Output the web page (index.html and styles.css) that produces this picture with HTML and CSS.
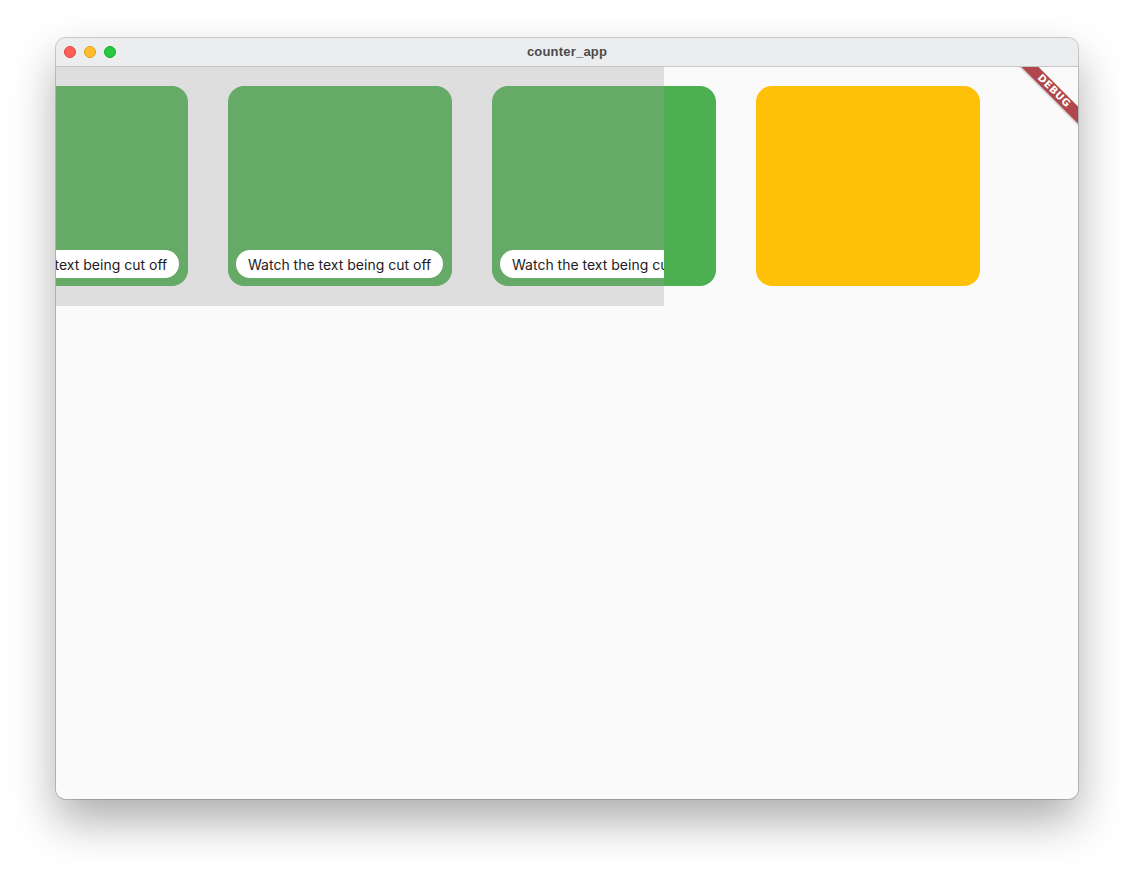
FILE: index.html
```html
<!DOCTYPE html>
<html>
<head>
<meta charset="utf-8">
<link rel="stylesheet" href="styles.css">
</head>
<body>
<div class="window">
  <div class="titlebar">
    <div class="lights">
      <span class="light red"></span>
      <span class="light yellow"></span>
      <span class="light green"></span>
    </div>
    <div class="title">counter_app</div>
    <div></div>
  </div>
  <div class="content">
    <div class="row">
      <div class="card green-card"></div>
      <div class="card green-card"></div>
      <div class="card green-card"></div>
      <div class="card amber-card"></div>
    </div>
    <div class="overlay">
      <div class="row">
        <div class="slot"><span class="pill">Watch the text being cut off</span></div>
        <div class="slot"><span class="pill">Watch the text being cut off</span></div>
        <div class="slot"><span class="pill">Watch the text being cut off</span></div>
      </div>
    </div>
    <div class="banner">DEBUG</div>
  </div>
</div>
</body>
</html>
```

FILE: styles.css
```css
html, body {
  margin: 0;
  padding: 0;
  background: #ffffff;
}
html {
  height: 100%;
}
body {
  box-sizing: border-box;
  min-height: 873px;
  padding: 38px 0 0 56px;
}
.window {
  width: 1022px;
  height: 761px;
  border-radius: 10px;
  overflow: hidden;
  background: #fafafa;
  box-shadow: 0 0 0 1px rgba(0,0,0,0.18), 0 22px 45px rgba(0,0,0,0.32);
  display: flex;
  flex-direction: column;
}
.titlebar {
  height: 28px;
  flex-shrink: 0;
  background: #ecedef;
  border-bottom: 1px solid #c6c6c6;
  display: grid;
  grid-template-columns: 1fr auto 1fr;
  align-items: center;
}
.lights {
  display: flex;
  gap: 8px;
  padding-left: 8px;
}
.light {
  width: 12px;
  height: 12px;
  border-radius: 50%;
  box-sizing: border-box;
}
.light.red { background: #fe5f57; border: 0.5px solid #e2463f; }
.light.yellow { background: #febc2e; border: 0.5px solid #e1a116; }
.light.green { background: #28c840; border: 0.5px solid #12ac28; }
.title {
  font-family: "Liberation Sans", Arial, sans-serif;
  font-weight: bold;
  font-size: 13px;
  letter-spacing: 0.2px;
  color: #4b4b4b;
  padding-bottom: 2px;
}
.content {
  position: relative;
  flex: 1;
  overflow: hidden;
  background: #fafafa;
}
.row {
  display: flex;
  gap: 40px;
  padding-top: 19px;
  margin-left: -92px;
}
.card {
  width: 224px;
  height: 200px;
  flex-shrink: 0;
  border-radius: 16px;
}
.green-card { background: #4caf50; }
.amber-card { background: #ffc107; }
.overlay {
  position: absolute;
  left: 0;
  top: 0;
  width: 608px;
  height: 239px;
  background: rgba(158,158,158,0.3);
  overflow: hidden;
}
.slot {
  width: 224px;
  height: 200px;
  flex-shrink: 0;
  box-sizing: border-box;
  padding: 8px;
  display: flex;
  align-items: flex-end;
}
.pill {
  display: block;
  height: 28px;
  line-height: 29px;
  padding: 0 12px;
  border-radius: 14px;
  background: #ffffff;
  color: #1d1b1e;
  font-family: Inter, "Noto Sans", sans-serif;
  font-size: 14px;
  white-space: nowrap;
}
.banner {
  position: absolute;
  left: 943px;
  top: 18px;
  width: 110px;
  height: 12px;
  line-height: 12px;
  transform: rotate(45deg);
  background: #b0474a;
  color: #ffffff;
  font-family: "DejaVu Sans", sans-serif;
  font-weight: 900;
  font-size: 10px;
  letter-spacing: 0.6px;
  text-align: center;
  box-shadow: 0 1px 2px rgba(0,0,0,0.25);
}
```
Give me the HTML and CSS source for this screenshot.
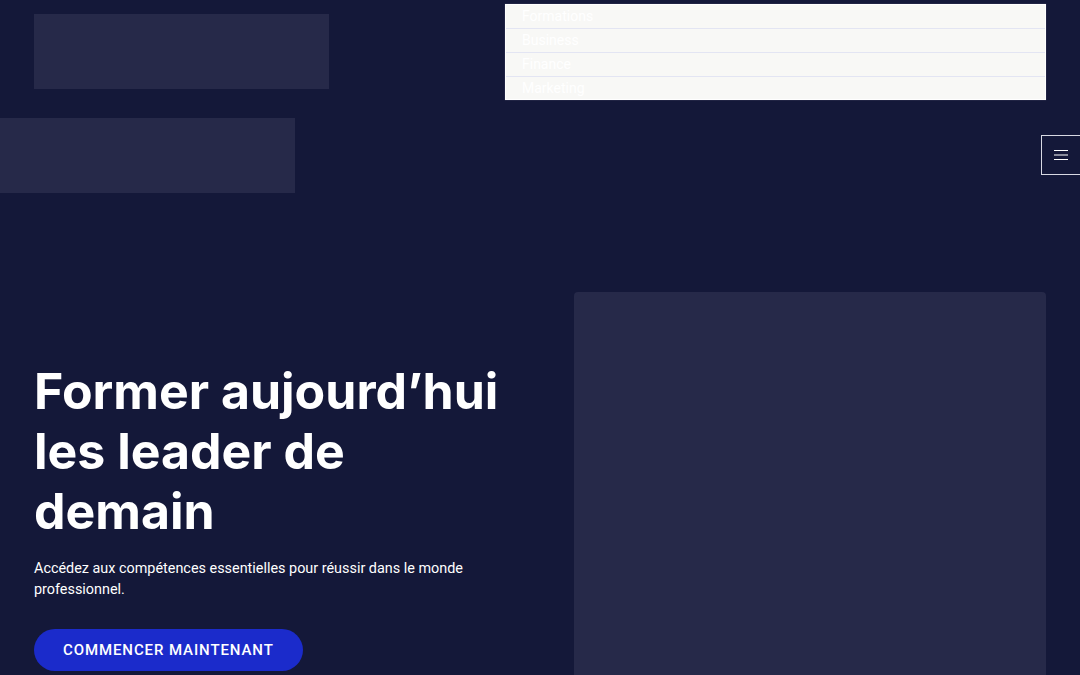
FILE: index.html
```html
<!DOCTYPE html>
<html lang="fr">
<head>
<meta charset="utf-8">
<title>Formations</title>
<link rel="stylesheet" href="styles.css">
</head>
<body>
<div class="page">
  <header class="top">
    <div class="logo-box"></div>
    <ul class="menu">
      <li>Formations</li>
      <li>Business</li>
      <li>Finance</li>
      <li>Marketing</li>
    </ul>
  </header>
  <div class="row2">
    <div class="side-box"></div>
    <button class="burger" aria-label="Menu">
      <svg width="14" height="10" viewBox="0 0 14 10"><path d="M0 0.5H14M0 5H14M0 9.5H14" stroke="#ffffff" stroke-width="1.2" fill="none"/></svg>
    </button>
  </div>
  <section class="hero">
    <div class="hero-text">
      <h1 class="title">Former aujourd’hui les leader de demain</h1>
      <p class="lead">Accédez aux compétences essentielles pour réussir dans le monde professionnel.</p>
      <a class="cta" href="#">COMMENCER MAINTENANT</a>
    </div>
    <div class="hero-card"></div>
  </section>
</div>
</body>
</html>
```
FILE: styles.css
```css
html, body {
  margin: 0;
  padding: 0;
}
body {
  background: #141839;
  color: #ffffff;
  font-family: Roboto, "Liberation Sans", sans-serif;
  overflow: hidden;
  height: 675px;
}
.page {
  padding: 0 34px;
}
.top {
  display: flex;
  justify-content: space-between;
  align-items: flex-start;
}
.logo-box {
  margin-top: 14px;
  width: 295px;
  height: 75px;
  background: #262949;
}
.menu {
  list-style: none;
  margin: 4px 0 0;
  padding: 0;
  width: 539px;
  background: #f8f8f6;
  border: 1px solid #ffffff;
  box-shadow: 0 0 1px 0 rgba(120, 120, 140, 0.8);
}
.menu li {
  height: 23px;
  line-height: 23px;
  padding-left: 16px;
  font-size: 14px;
  color: #ffffff;
  border-bottom: 1px solid #e3e5f3;
}
.menu li:last-child {
  border-bottom: none;
  height: 22px;
}
.row2 {
  display: flex;
  justify-content: space-between;
  align-items: flex-start;
  margin-top: 18px;
}
.side-box {
  margin-left: -34px;
  width: 295px;
  height: 75px;
  background: #262949;
}
.burger {
  margin-top: 17px;
  margin-right: -35px;
  width: 40px;
  height: 40px;
  padding: 0;
  background: transparent;
  border: 1px solid #d8d9e3;
  display: flex;
  align-items: center;
  justify-content: center;
}
.burger svg {
  display: block;
}
.hero {
  display: grid;
  grid-template-columns: 506px 472px;
  column-gap: 34px;
  margin-top: 99px;
}
.hero-text {
  padding-top: 69px;
}
.title {
  margin: 0;
  max-width: 475px;
  font-family: Inter, "Noto Sans", sans-serif;
  font-weight: 700;
  font-size: 50px;
  line-height: 60px;
  color: #ffffff;
}
.lead {
  margin: 17px 0 0;
  max-width: 470px;
  font-size: 14.4px;
  line-height: 21px;
  color: #ffffff;
}
.cta {
  display: inline-block;
  margin-top: 29px;
  height: 42px;
  line-height: 42px;
  padding: 0 29px;
  border-radius: 21px;
  background: #1b2bcb;
  color: #ffffff;
  font-size: 15px;
  font-weight: 500;
  letter-spacing: 0.9px;
  text-decoration: none;
}
.hero-card {
  height: 420px;
  background: #262949;
  border-radius: 4px;
}
```
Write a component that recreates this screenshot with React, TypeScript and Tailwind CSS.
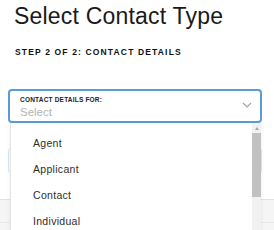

.....

### [Problem to work on]
What is needed is an exact reproduction of the data, pictures excluded.

### [Completed exercise]
Output the web page (index.html and styles.css) that produces this picture with HTML and CSS.
FILE: index.html
```html
<!DOCTYPE html>
<html>
<head>
<meta charset="utf-8">
<link rel="stylesheet" href="styles.css">
</head>
<body>
<div class="window">
  <div class="titlebar">
    <div class="lights">
      <span class="light red"></span>
      <span class="light yellow"></span>
      <span class="light green"></span>
    </div>
    <div class="title">counter_app</div>
    <div></div>
  </div>
  <div class="content">
    <div class="row">
      <div class="card green-card"></div>
      <div class="card green-card"></div>
      <div class="card green-card"></div>
      <div class="card amber-card"></div>
    </div>
    <div class="overlay">
      <div class="row">
        <div class="slot"><span class="pill">Watch the text being cut off</span></div>
        <div class="slot"><span class="pill">Watch the text being cut off</span></div>
        <div class="slot"><span class="pill">Watch the text being cut off</span></div>
      </div>
    </div>
    <div class="banner">DEBUG</div>
  </div>
</div>
</body>
</html>
```

FILE: styles.css
```css
html, body {
  margin: 0;
  padding: 0;
  background: #ffffff;
}
html {
  height: 100%;
}
body {
  box-sizing: border-box;
  min-height: 873px;
  padding: 38px 0 0 56px;
}
.window {
  width: 1022px;
  height: 761px;
  border-radius: 10px;
  overflow: hidden;
  background: #fafafa;
  box-shadow: 0 0 0 1px rgba(0,0,0,0.18), 0 22px 45px rgba(0,0,0,0.32);
  display: flex;
  flex-direction: column;
}
.titlebar {
  height: 28px;
  flex-shrink: 0;
  background: #ecedef;
  border-bottom: 1px solid #c6c6c6;
  display: grid;
  grid-template-columns: 1fr auto 1fr;
  align-items: center;
}
.lights {
  display: flex;
  gap: 8px;
  padding-left: 8px;
}
.light {
  width: 12px;
  height: 12px;
  border-radius: 50%;
  box-sizing: border-box;
}
.light.red { background: #fe5f57; border: 0.5px solid #e2463f; }
.light.yellow { background: #febc2e; border: 0.5px solid #e1a116; }
.light.green { background: #28c840; border: 0.5px solid #12ac28; }
.title {
  font-family: "Liberation Sans", Arial, sans-serif;
  font-weight: bold;
  font-size: 13px;
  letter-spacing: 0.2px;
  color: #4b4b4b;
  padding-bottom: 2px;
}
.content {
  position: relative;
  flex: 1;
  overflow: hidden;
  background: #fafafa;
}
.row {
  display: flex;
  gap: 40px;
  padding-top: 19px;
  margin-left: -92px;
}
.card {
  width: 224px;
  height: 200px;
  flex-shrink: 0;
  border-radius: 16px;
}
.green-card { background: #4caf50; }
.amber-card { background: #ffc107; }
.overlay {
  position: absolute;
  left: 0;
  top: 0;
  width: 608px;
  height: 239px;
  background: rgba(158,158,158,0.3);
  overflow: hidden;
}
.slot {
  width: 224px;
  height: 200px;
  flex-shrink: 0;
  box-sizing: border-box;
  padding: 8px;
  display: flex;
  align-items: flex-end;
}
.pill {
  display: block;
  height: 28px;
  line-height: 29px;
  padding: 0 12px;
  border-radius: 14px;
  background: #ffffff;
  color: #1d1b1e;
  font-family: Inter, "Noto Sans", sans-serif;
  font-size: 14px;
  white-space: nowrap;
}
.banner {
  position: absolute;
  left: 943px;
  top: 18px;
  width: 110px;
  height: 12px;
  line-height: 12px;
  transform: rotate(45deg);
  background: #b0474a;
  color: #ffffff;
  font-family: "DejaVu Sans", sans-serif;
  font-weight: 900;
  font-size: 10px;
  letter-spacing: 0.6px;
  text-align: center;
  box-shadow: 0 1px 2px rgba(0,0,0,0.25);
}
```
Give me the HTML and CSS source for this screenshot.
FILE: index.html
```html
<!DOCTYPE html>
<html lang="fr">
<head>
<meta charset="utf-8">
<title>Formations</title>
<link rel="stylesheet" href="styles.css">
</head>
<body>
<div class="page">
  <header class="top">
    <div class="logo-box"></div>
    <ul class="menu">
      <li>Formations</li>
      <li>Business</li>
      <li>Finance</li>
      <li>Marketing</li>
    </ul>
  </header>
  <div class="row2">
    <div class="side-box"></div>
    <button class="burger" aria-label="Menu">
      <svg width="14" height="10" viewBox="0 0 14 10"><path d="M0 0.5H14M0 5H14M0 9.5H14" stroke="#ffffff" stroke-width="1.2" fill="none"/></svg>
    </button>
  </div>
  <section class="hero">
    <div class="hero-text">
      <h1 class="title">Former aujourd’hui les leader de demain</h1>
      <p class="lead">Accédez aux compétences essentielles pour réussir dans le monde professionnel.</p>
      <a class="cta" href="#">COMMENCER MAINTENANT</a>
    </div>
    <div class="hero-card"></div>
  </section>
</div>
</body>
</html>
```
FILE: styles.css
```css
html, body {
  margin: 0;
  padding: 0;
}
body {
  background: #141839;
  color: #ffffff;
  font-family: Roboto, "Liberation Sans", sans-serif;
  overflow: hidden;
  height: 675px;
}
.page {
  padding: 0 34px;
}
.top {
  display: flex;
  justify-content: space-between;
  align-items: flex-start;
}
.logo-box {
  margin-top: 14px;
  width: 295px;
  height: 75px;
  background: #262949;
}
.menu {
  list-style: none;
  margin: 4px 0 0;
  padding: 0;
  width: 539px;
  background: #f8f8f6;
  border: 1px solid #ffffff;
  box-shadow: 0 0 1px 0 rgba(120, 120, 140, 0.8);
}
.menu li {
  height: 23px;
  line-height: 23px;
  padding-left: 16px;
  font-size: 14px;
  color: #ffffff;
  border-bottom: 1px solid #e3e5f3;
}
.menu li:last-child {
  border-bottom: none;
  height: 22px;
}
.row2 {
  display: flex;
  justify-content: space-between;
  align-items: flex-start;
  margin-top: 18px;
}
.side-box {
  margin-left: -34px;
  width: 295px;
  height: 75px;
  background: #262949;
}
.burger {
  margin-top: 17px;
  margin-right: -35px;
  width: 40px;
  height: 40px;
  padding: 0;
  background: transparent;
  border: 1px solid #d8d9e3;
  display: flex;
  align-items: center;
  justify-content: center;
}
.burger svg {
  display: block;
}
.hero {
  display: grid;
  grid-template-columns: 506px 472px;
  column-gap: 34px;
  margin-top: 99px;
}
.hero-text {
  padding-top: 69px;
}
.title {
  margin: 0;
  max-width: 475px;
  font-family: Inter, "Noto Sans", sans-serif;
  font-weight: 700;
  font-size: 50px;
  line-height: 60px;
  color: #ffffff;
}
.lead {
  margin: 17px 0 0;
  max-width: 470px;
  font-size: 14.4px;
  line-height: 21px;
  color: #ffffff;
}
.cta {
  display: inline-block;
  margin-top: 29px;
  height: 42px;
  line-height: 42px;
  padding: 0 29px;
  border-radius: 21px;
  background: #1b2bcb;
  color: #ffffff;
  font-size: 15px;
  font-weight: 500;
  letter-spacing: 0.9px;
  text-decoration: none;
}
.hero-card {
  height: 420px;
  background: #262949;
  border-radius: 4px;
}
```
Write a component that recreates this screenshot with React, TypeScript and Tailwind CSS.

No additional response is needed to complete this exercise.